At Qalat, we had been in arrears with all the Afghan subcontractors for two months. Our construction manager told me we needed to pay his subcontractors immediately, or he was leaving before they decided to kill him. The following week Haji and I drove to Mazar-e Sharif to meet our JICA security officer, who was a 6’6” Aussie bloke of Pacific Islander heritage and a devout member of the Church of Latter-Day Saints. James didn’t drink, nor did he clog up the JICA internet watching porn. He was a former soldier and knew enough about weapons to know he didn’t need one in Mazar-i Sharif.
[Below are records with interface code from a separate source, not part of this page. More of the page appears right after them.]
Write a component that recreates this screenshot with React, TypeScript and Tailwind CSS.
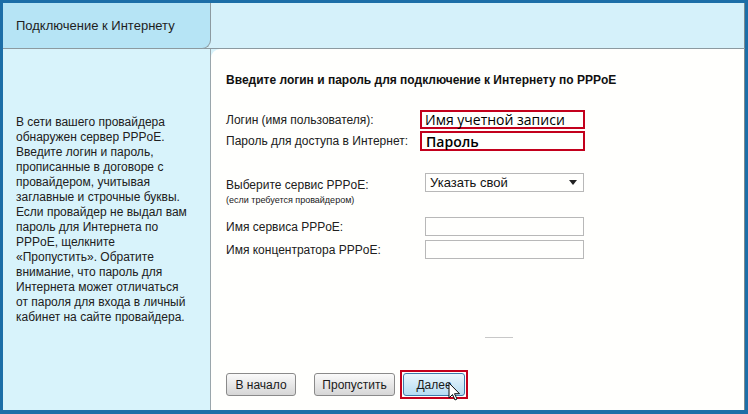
import React from "react";

const font = { fontFamily: '"Liberation Sans", Arial, sans-serif' };

const helpLines = [
    "В сети вашего провайдера",
    "обнаружен сервер PPPoE.",
    "Введите логин и пароль,",
    "прописанные в договоре с",
    "провайдером, учитывая",
    "заглавные и строчные буквы.",
    "Если провайдер не выдал вам",
    "пароль для Интернета по",
    "PPPoE, щелкните",
    "«Пропустить». Обратите",
    "внимание, что пароль для",
    "Интернета может отличаться",
    "от пароля для входа в личный",
    "кабинет на сайте провайдера.",
];

const Btn = ({ label, w, blue }: { label: string; w: string; blue?: boolean }) => (
    <button
        className={`h-[23px] ${w} rounded-[3px] border text-[12px] text-[#1a1a1a] ${
            blue
                ? "border-[#3d7bab] bg-gradient-to-b from-[#eaf6fd] to-[#b5dcf2]"
                : "border-[#8a8a8a] bg-gradient-to-b from-[#fafafa] to-[#d6d6d6]"
        }`}
    >
        {label}
    </button>
);

export default function App() {
    return (
        <div className="w-[748px] h-[414px] bg-[#1c6ea7] pt-[3px] px-[3px] pb-[4px] flex flex-col" style={font}>
            {/* шапка */}
            <div className="flex h-[46px] shrink-0 bg-[#d5f1fa] border-b border-[#8c9aa0]">
                <div className="w-[208px] bg-[#b6e4f5] border-r border-[#8c9aa0] rounded-br-[9px] flex items-center pl-[13px] text-[13px] text-[#1e1e1e] -mb-px border-b">
                    Подключение к Интернету
                </div>
                <div className="flex-1 border-r border-[#7c8a90]" />
            </div>

            <div className="flex flex-1 bg-[#d8f3fb]">
                {/* левая панель */}
                <div className="w-[208px] border-r border-[#9aa6ab] pl-[13px] pt-[66px] text-[12px] leading-[15px] text-[#202020]">
                    {helpLines.map((l) => (
                        <div key={l}>{l}</div>
                    ))}
                </div>

                {/* форма */}
                <div className="relative flex-1 bg-[#fffffd] rounded-tl-[9px] border-r border-[#7c8a90] pl-[15px] pt-[24px] flex flex-col text-[12px] text-[#202020]">
                    <div className="font-bold text-[#111] leading-[14px]">
                        Введите логин и пароль для подключение к Интернету по PPPoE
                    </div>

                    <div className="mt-[23px] flex items-center h-[19px]">
                        <div className="w-[194px]">Логин (имя пользователя):</div>
                        <div className="w-[165px] h-[19px] border-2 border-[#c3001c] pl-[3px] flex items-center text-[14px] text-black" style={{ fontFamily: '"Open Sans", sans-serif' }}>
                            Имя учетной записи
                        </div>
                    </div>
                    <div className="mt-[2px] flex items-center h-[20px]">
                        <div className="w-[194px]">Пароль для доступа в Интернет:</div>
                        <div className="w-[165px] h-[20px] border-2 border-[#c3001c] pl-[4px] flex items-center text-[14px] font-semibold text-black" style={{ fontFamily: '"Open Sans", sans-serif' }}>
                            Пароль
                        </div>
                    </div>

                    <div className="mt-[22px] flex h-[19px]">
                        <div className="w-[199px] pt-[3px]">Выберите сервис PPPoE:</div>
                        <div className="w-[159px] h-[19px] border border-[#b8b8b8] flex items-center justify-between pl-[4px] pr-[6px] text-[13px] text-[#111]">
                            <span>Указать свой</span>
                            <svg width="8" height="5" viewBox="0 0 8 5">
                                <path d="M0 0h8L4 5z" fill="#222" />
                            </svg>
                        </div>
                    </div>
                    <div className="text-[9px] mt-[3px] leading-[11px]">(если требуется провайдером)</div>

                    <div className="mt-[11px] flex items-center h-[19px]">
                        <div className="w-[199px]">Имя сервиса PPPoE:</div>
                        <div className="w-[159px] h-[19px] border border-[#b8b8b8]" />
                    </div>
                    <div className="mt-[4px] flex items-center h-[19px]">
                        <div className="w-[199px]">Имя концентратора PPPoE:</div>
                        <div className="w-[159px] h-[19px] border border-[#b8b8b8]" />
                    </div>

                    <div className="mt-[78px] ml-[259px] w-[28px] h-px bg-[#c8c8c8]" />

                    <div className="mt-[32px] flex items-center">
                        <Btn label="В начало" w="w-[70px]" />
                        <div className="ml-[18px]">
                            <Btn label="Пропустить" w="w-[81px]" />
                        </div>
                        <div className="ml-[5px] border-2 border-[#c3001c] p-px">
                            <Btn label="Далее" w="w-[62px]" blue />
                        </div>
                    </div>

                    {/* курсор */}
                    <svg className="absolute left-[237px] top-[333px]" width="13" height="19" viewBox="0 0 13 19">
                        <path d="M1 1v15l3.5-3.5 2.5 5.5 2-1-2.5-5.3H11.5z" fill="#fff" stroke="#111" strokeWidth="1" strokeLinejoin="round" />
                    </svg>
                </div>
            </div>
        </div>
    );
}
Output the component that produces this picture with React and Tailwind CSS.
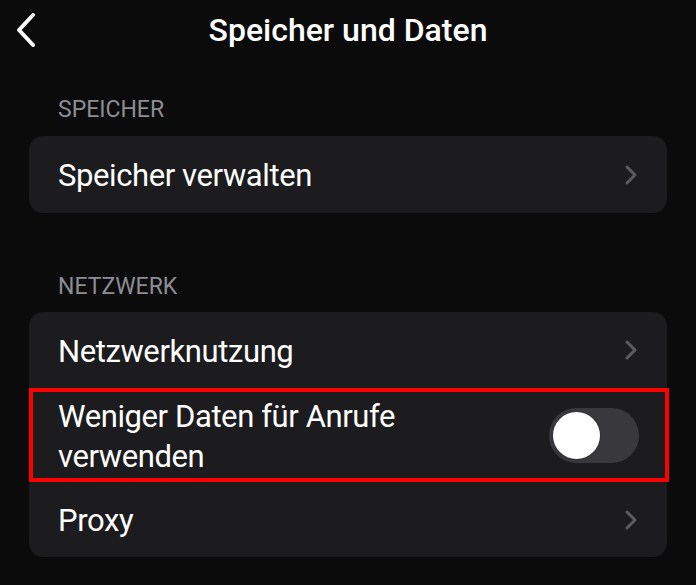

We became instant friends, and it was a relief to know that our clients in the north had competent security.

Driving to Mazar Sharif required traversing the Salang Pass, and the Salang tunnel was the scariest drive in Afghanistan

The following month, we did not receive our monthly paychecks. The Sheriff had bolted back to Florida because Dubai frowned on foreigners operating from the Emirates who were not paying their payroll, rent, or taxes. We’d just received a pair of South Africans and four Filipino auto mechanics who were to start a massive country-wide contract fixing DynCorp vehicles. We had no tools, spare parts, or money, but the day the mechanics arrived, vehicles from DynCorp began to pile up in our compound. I leveled with the regional DynCorp manager about our orphan status, and he provided some tools, oil, oil filters, and a floor jack. The South Africans began to acquire or fabricate tools as needed and were constantly working on vehicle repairs. They spent their nights at a speakeasy/brothel, the Liberian-Lebanese brothers from the Embassy guard force camp adventure illegally set up near our compound.